その約束を胸に水谷社長親子は、2003年夏から『まけんで!!西宮冷蔵』という旗を持って、大阪の梅田歩道橋に座り込み、カンパを募る活動を始めた。活動は寒い冬も続き、それがマスコミに報道されると全国からカンパが集まり始めたそうだ。

 告発から2年余たった2004年3月、西宮冷蔵はようやく再開できることになった。『社長!水臭いやないですか!』 『また雇ってもらえますよね?』 一度は解雇した社員が7人、社長のもとに戻ってきてくれたそうだ。
 現在、ようやく半分以上の荷物で埋まってきた倉庫を背中に、現在の水谷社長は力強くこう言った。

決して焦らずに、大地にしっかりと足踏みしめて、やがていつの日か満杯にしてみせます!

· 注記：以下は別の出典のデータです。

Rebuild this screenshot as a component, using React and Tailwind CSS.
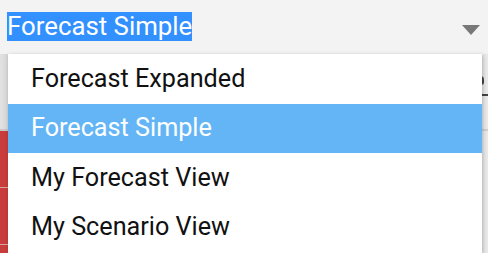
export default function App() {
  const items = ["Forecast Expanded", "Forecast Simple", "My Forecast View", "My Scenario View"];
  return (
    <div className="relative w-[488px] h-[253px] overflow-hidden bg-[#f3f3f3]" style={{ fontFamily: "Roboto, 'Liberation Sans', sans-serif" }}>
      {/* top select */}
      <div className="flex items-center h-[54px] pl-[7px] pr-[7px]">
        <span className="mt-[-2px] bg-[#3390ff] text-white text-[25.8px] leading-[29px] whitespace-nowrap">Forecast Simple</span>
        <div className="ml-auto mt-[6px] mr-[1px] w-0 h-0 border-l-[9px] border-r-[9px] border-t-[10px] border-l-transparent border-r-transparent border-t-[#787878]" />
      </div>
      {/* background behind list */}
      <div className="flex h-[199px]">
        <div className="w-[8px] flex flex-col">
          <div className="h-[77px] bg-gradient-to-r from-[#e2e2e2] to-[#d6d6d6] border-b-2 border-[#c8c8c8]" />
          <div className="flex-1 bg-[#c83c3c] flex flex-col">
            <div className="h-[57px] border-b border-[#e0a0a0]" />
            <div className="h-[57px] border-b border-[#e0a0a0]" />
          </div>
        </div>
        <div className="w-[474px] bg-white shadow-[1px_1px_4px_rgba(0,0,0,0.25)] relative z-10">
          {items.map((t, i) => (
            <div
              key={t}
              className={
                "h-[49.5px] flex items-center pl-[23px] text-[25.2px] whitespace-nowrap " +
                (i === 1 ? "bg-[#64b5f6] text-white" : "text-[#111]")
              }
            >
              {t}
            </div>
          ))}
        </div>
        <div className="flex-1 bg-[#e9e9e9] flex flex-col">
          <div className="h-[42px] border-b-2 border-[#444] relative overflow-hidden">
            <div className="absolute left-[-6px] top-[22px] w-[8px] h-[10px] rounded-full border-2 border-[#444] border-l-transparent border-b-transparent" />
          </div>
          <div className="h-[35px] border-b-2 border-[#d0d0d0]" />
        </div>
      </div>
    </div>
  );
}
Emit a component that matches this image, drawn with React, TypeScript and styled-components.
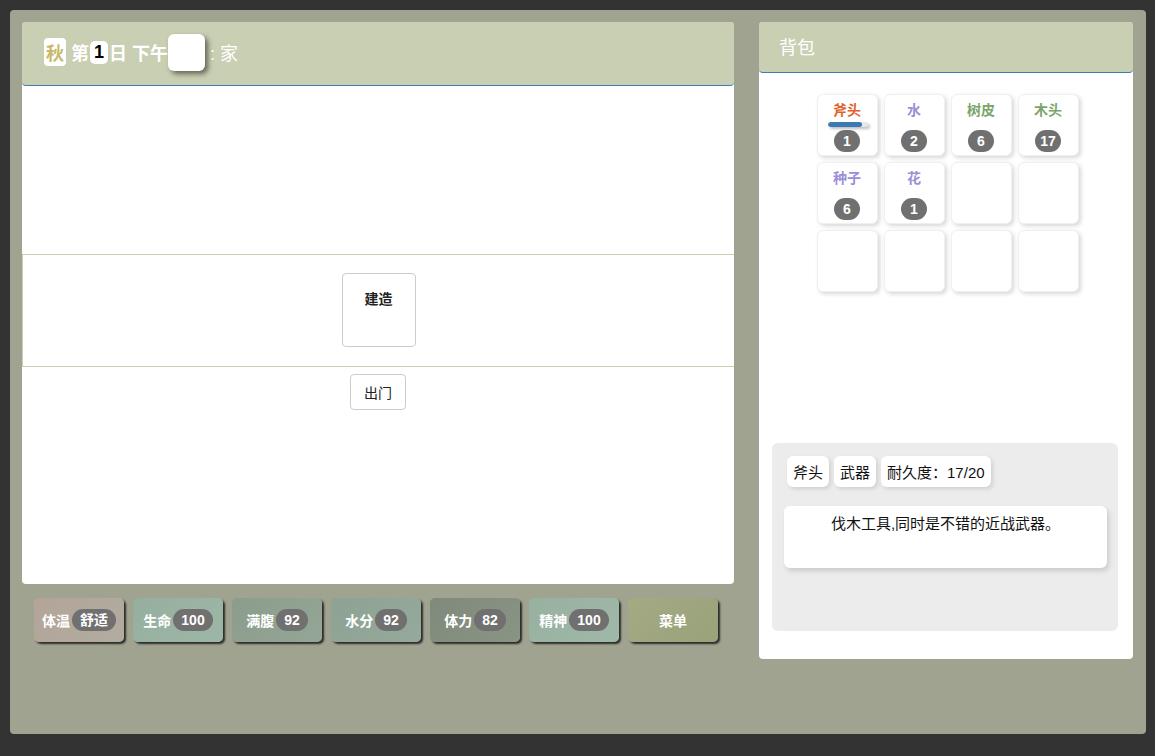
import React from "react";
import styled, { createGlobalStyle } from "styled-components";

const GlobalStyle = createGlobalStyle`
  html, body {
    margin: 0;
    padding: 0;
    background: #333333;
    font-family: "Liberation Sans", "Noto Sans CJK SC", sans-serif;
  }
`;

const Page = styled.div`
  padding: 10px;
  width: 1155px;
  height: 756px;
  box-sizing: border-box;
`;

const Frame = styled.div`
  width: 1136px;
  height: 724px;
  box-sizing: border-box;
  background: #a0a38f;
  border-radius: 4px;
  padding: 12px;
  display: flex;
  gap: 25px;
  align-items: flex-start;
`;

const LeftColumn = styled.div`
  width: 712px;
  display: flex;
  flex-direction: column;
`;

const Panel = styled.div<{ $h: number; $w?: number }>`
  background: #ffffff;
  border-radius: 4px;
  height: ${(p) => p.$h}px;
  width: ${(p) => (p.$w ? `${p.$w}px` : "auto")};
  display: flex;
  flex-direction: column;
`;

const PanelHeader = styled.div<{ $h: number }>`
  height: ${(p) => p.$h}px;
  flex-shrink: 0;
  box-sizing: border-box;
  background: #c9cfb2;
  border-bottom: 1px solid #3c7ab4;
  border-radius: 4px;
  display: flex;
  align-items: center;
  padding: 0 0 3px 20px;
  color: #ffffff;
  font-size: 18px;
`;

const Strong = styled.span`
  font-weight: bold;
`;

const Season = styled.span`
  background: #ffffff;
  color: #c8b96a;
  font-weight: bold;
  border-radius: 4px;
  padding: 1px 2px;
  margin-left: 2px;
  margin-right: 5px;
`;

const DayNum = styled.span`
  background: #ffffff;
  color: #000000;
  font-weight: bold;
  border-radius: 5px;
  padding: 1px 4px;
  margin-left: 1px;
  margin-right: 1px;
`;

const Blank = styled.span`
  display: inline-block;
  width: 37px;
  height: 37px;
  background: #ffffff;
  border-radius: 6px;
  box-shadow: 3px 3px 5px rgba(60, 60, 50, 0.7);
  margin: 0 3px 0 0;
`;

const Place = styled.span`
  margin-left: 2px;
`;

const Spacer = styled.div<{ $h: number }>`
  height: ${(p) => p.$h}px;
  flex-shrink: 0;
`;

const BuildRow = styled.div`
  height: 113px;
  box-sizing: border-box;
  border: 1px solid #c9cfb2;
  border-right: none;
  display: flex;
  justify-content: center;
  padding-top: 18px;
`;

const BuildButton = styled.div`
  width: 74px;
  height: 74px;
  box-sizing: border-box;
  border: 1px solid #cccccc;
  border-radius: 4px;
  text-align: center;
  font-size: 14px;
  font-weight: bold;
  color: #222222;
  padding-top: 14px;
`;

const ExitRow = styled.div`
  display: flex;
  justify-content: center;
  padding-top: 7px;
`;

const ExitButton = styled.div`
  width: 56px;
  height: 36px;
  box-sizing: border-box;
  border: 1px solid #cccccc;
  border-radius: 4px;
  font-size: 14px;
  color: #222222;
  display: flex;
  align-items: center;
  justify-content: center;
`;

const StatusBar = styled.div`
  display: flex;
  gap: 9px;
  padding: 14px 0 0 12px;
`;

const StatButton = styled.div<{ $bg: string }>`
  width: 90px;
  height: 44px;
  box-sizing: border-box;
  border-radius: 5px;
  background: ${(p) => p.$bg};
  box-shadow: 2px 2px 2px #2a2a2a;
  display: flex;
  align-items: center;
  justify-content: center;
  color: #ffffff;
  font-weight: bold;
  font-size: 14px;
`;

const StatBadge = styled.span`
  background: #707070;
  border-radius: 11px;
  padding: 2px 8px;
  margin-left: 2px;
  line-height: 18px;
`;

const Bag = styled.div`
  display: grid;
  grid-template-columns: repeat(4, 61px);
  grid-auto-rows: 62px;
  gap: 6px;
  justify-content: center;
  padding: 21px 0 0 3px;
  height: 209px;
`;

const Cell = styled.div`
  background: #ffffff;
  border: 1px solid #f0f0f0;
  border-radius: 6px;
  box-shadow: 2px 2px 4px rgba(0, 0, 0, 0.16);
  display: flex;
  flex-direction: column;
  align-items: center;
  position: relative;
`;

const ItemName = styled.div<{ $c: string }>`
  color: ${(p) => p.$c};
  font-weight: bold;
  font-size: 14px;
  margin-top: 4px;
`;

const Count = styled.div`
  position: absolute;
  top: 35px;
  left: 50%;
  transform: translateX(-50%);
  background: #707070;
  color: #ffffff;
  font-weight: bold;
  font-size: 14px;
  border-radius: 11px;
  min-width: 26px;
  height: 22px;
  line-height: 22px;
  text-align: center;
  padding: 0 4px;
  box-sizing: border-box;
`;

const Durability = styled.div`
  position: absolute;
  top: 27px;
  left: 10px;
  width: 40px;
  height: 5px;
  background: #e8e8e8;
  border-radius: 3px;
  box-shadow: 2px 2px 3px rgba(0, 0, 0, 0.25);
  overflow: hidden;
`;

const DurabilityFill = styled.div`
  height: 100%;
  background: #3c7ab4;
  border-radius: 3px;
`;

const Detail = styled.div`
  margin: 140px 15px 0 13px;
  height: 188px;
  background: #ececec;
  border-radius: 6px;
  padding: 13px 11px 0 12px;
  box-sizing: border-box;
`;

const Tags = styled.div`
  display: flex;
  gap: 5px;
  padding-left: 3px;
`;

const Tag = styled.div`
  background: #ffffff;
  border-radius: 6px;
  box-shadow: 2px 2px 4px rgba(0, 0, 0, 0.12);
  height: 31px;
  padding: 0 6px;
  display: flex;
  align-items: center;
  font-size: 15px;
  color: #111111;
`;

const Description = styled.div`
  margin-top: 19px;
  height: 62px;
  background: #ffffff;
  border-radius: 6px;
  box-shadow: 2px 3px 5px rgba(0, 0, 0, 0.14);
  text-align: center;
  font-size: 15px;
  color: #111111;
  padding-top: 6px;
  box-sizing: border-box;
`;

type Item = { name: string; color: string; count: number; durability?: number };

const items: (Item | null)[] = [
  { name: "斧头", color: "#e0622a", count: 1, durability: 17 / 20 },
  { name: "水", color: "#9a8fd8", count: 2 },
  { name: "树皮", color: "#7aa56a", count: 6 },
  { name: "木头", color: "#7aa56a", count: 17 },
  { name: "种子", color: "#9a8fd8", count: 6 },
  { name: "花", color: "#9a8fd8", count: 1 },
  null,
  null,
  null,
  null,
  null,
  null,
];

const stats = [
  { label: "体温", value: "舒适", bg: "linear-gradient(135deg, #b3a498, #b2aca0)" },
  { label: "生命", value: "100", bg: "linear-gradient(135deg, #96ae9e, #9db7a6)" },
  { label: "满腹", value: "92", bg: "linear-gradient(135deg, #8c9c8c, #94a697)" },
  { label: "水分", value: "92", bg: "linear-gradient(135deg, #8ea293, #96aa9c)" },
  { label: "体力", value: "82", bg: "linear-gradient(135deg, #7f8a7c, #899483)" },
  { label: "精神", value: "100", bg: "linear-gradient(135deg, #98b0a0, #a0b8a8)" },
];

const App = () => {
  return (
    <Page>
      <GlobalStyle />
      <Frame>
        <LeftColumn>
          <Panel $h={562}>
            <PanelHeader $h={64}>
              <Season>秋</Season>
              <Strong>第</Strong>
              <DayNum>1</DayNum>
              <Strong>日 下午</Strong>
              <Blank />
              <Place>: 家</Place>
            </PanelHeader>
            <Spacer $h={168} />
            <BuildRow>
              <BuildButton>建造</BuildButton>
            </BuildRow>
            <ExitRow>
              <ExitButton>出门</ExitButton>
            </ExitRow>
          </Panel>
          <StatusBar>
            {stats.map((s) => (
              <StatButton key={s.label} $bg={s.bg}>
                {s.label}
                <StatBadge>{s.value}</StatBadge>
              </StatButton>
            ))}
            <StatButton $bg="linear-gradient(135deg, #a3aa84, #9aa27a)">菜单</StatButton>
          </StatusBar>
        </LeftColumn>
        <Panel $h={637} $w={374}>
          <PanelHeader $h={51}>背包</PanelHeader>
          <Bag>
            {items.map((it, i) => (
              <Cell key={i}>
                {it && (
                  <>
                    <ItemName $c={it.color}>{it.name}</ItemName>
                    {it.durability !== undefined && (
                      <Durability>
                        <DurabilityFill style={{ width: `${it.durability * 100}%` }} />
                      </Durability>
                    )}
                    <Count>{it.count}</Count>
                  </>
                )}
              </Cell>
            ))}
          </Bag>
          <Detail>
            <Tags>
              <Tag>斧头</Tag>
              <Tag>武器</Tag>
              <Tag>耐久度：17/20</Tag>
            </Tags>
            <Description>伐木工具,同时是不错的近战武器。</Description>
          </Detail>
        </Panel>
      </Frame>
    </Page>
  );
};

export default App;
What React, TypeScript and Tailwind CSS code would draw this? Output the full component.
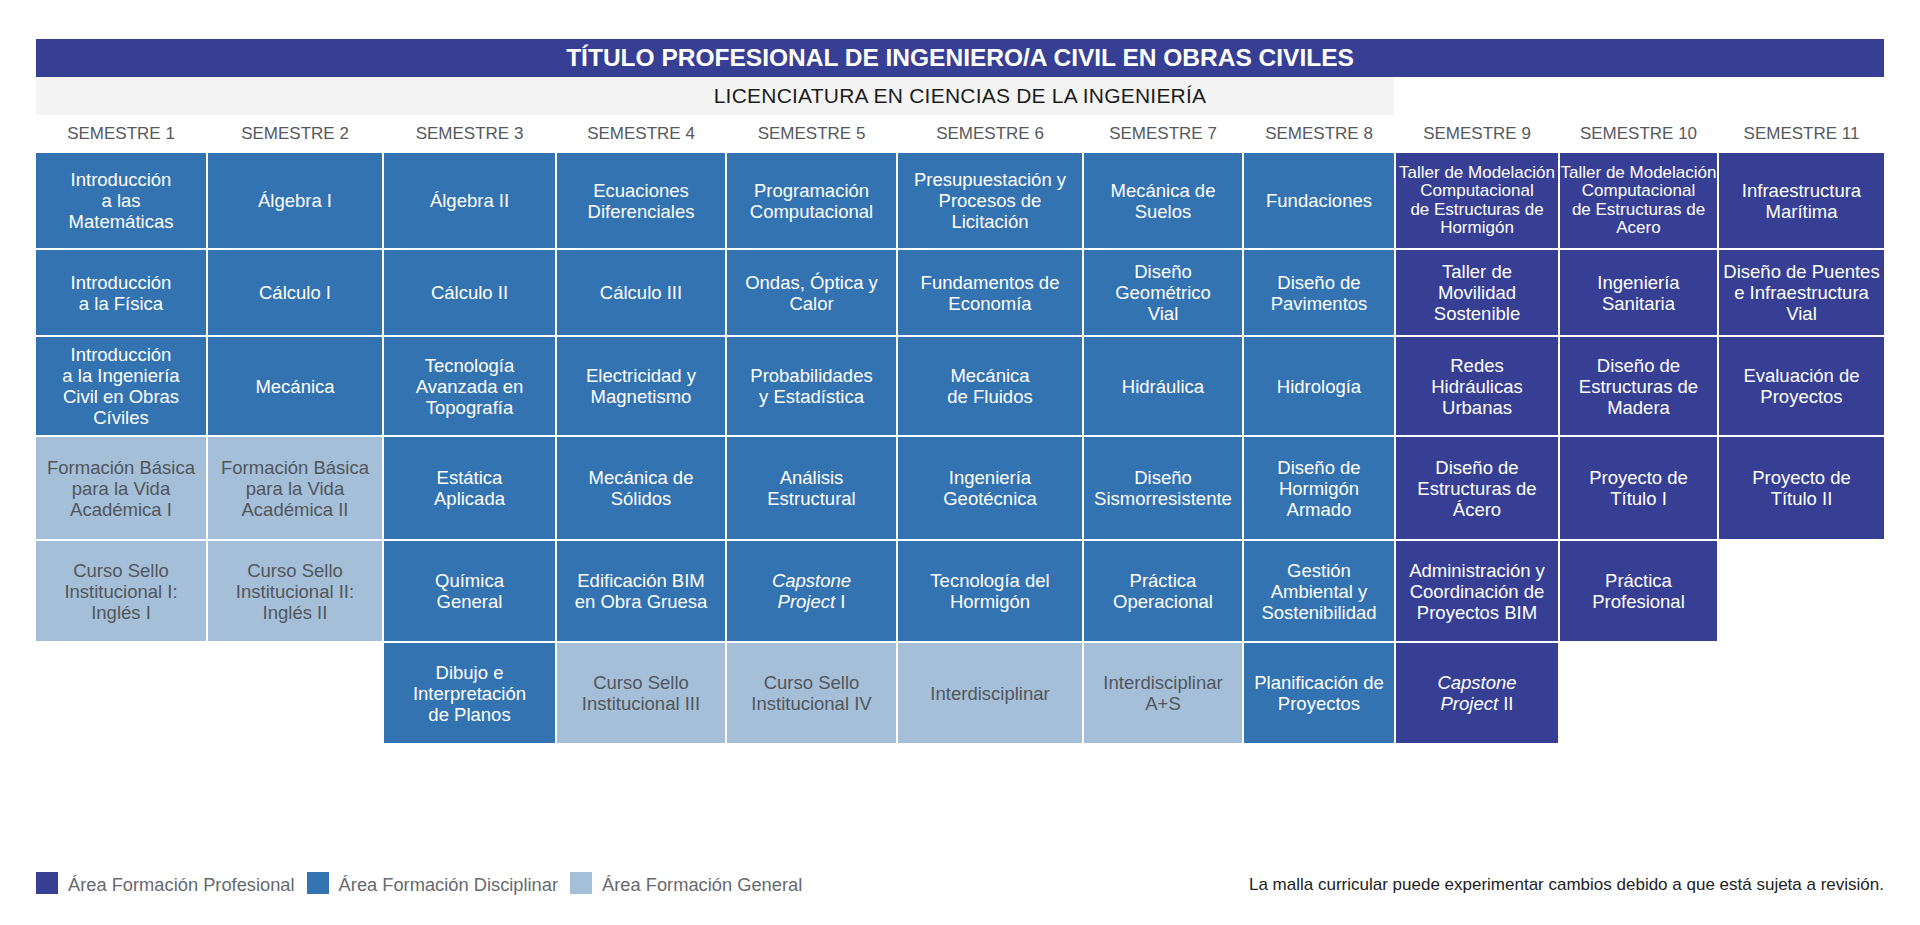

この人だから、社員はついていくんだろうなあと思った。

 『正しいことしたんやろ?』 と、父親をまったく責めなかった息子の水谷甲太郎さんは、現在は専務として現場をとりしきっているそうだ。『もし将来また同じような事が起こったらどうしますか?』 との問いに、甲太郎さんは 『うーん』 と少し考えてからこう答えた。

 簡単に告発しますということはまずないですね。告発するって言うのは相手もそうですし、自分も身を削ることになりますし、まぁそれは今回の事件でわかったし。とにかくやめさす努力をして、何回も何回も言って、それでもまったくこちらの言うことを聞いてくれない、弱い立場につけこんでくるってなったら、そのとき考えたいですね。
 それも親父と一緒で、自分で決めたいと思いますね、人に相談せず。はい。

結局、お父さんと同じ事をするという事なのだろう。お父さんの背中を見て育った甲太郎さんは、きっと立派な社長になるであろうと期待する。

 一人の勇気ある決断と、それを支える周りの人々がいなければ、現在の数々の偽装事件が公になることはなかったかもしれない。悪しき習慣、組織ぐるみの隠蔽、大企業の圧力、そんなものに”正しい人”が潰されていくのはもうたくさんだ。だが、私には勇気がなくて 『内部告発』 はできなかった。自分さえ我慢すればすむことだと思っていた。
 水谷社長には、本当に本当に敬意を払いたい。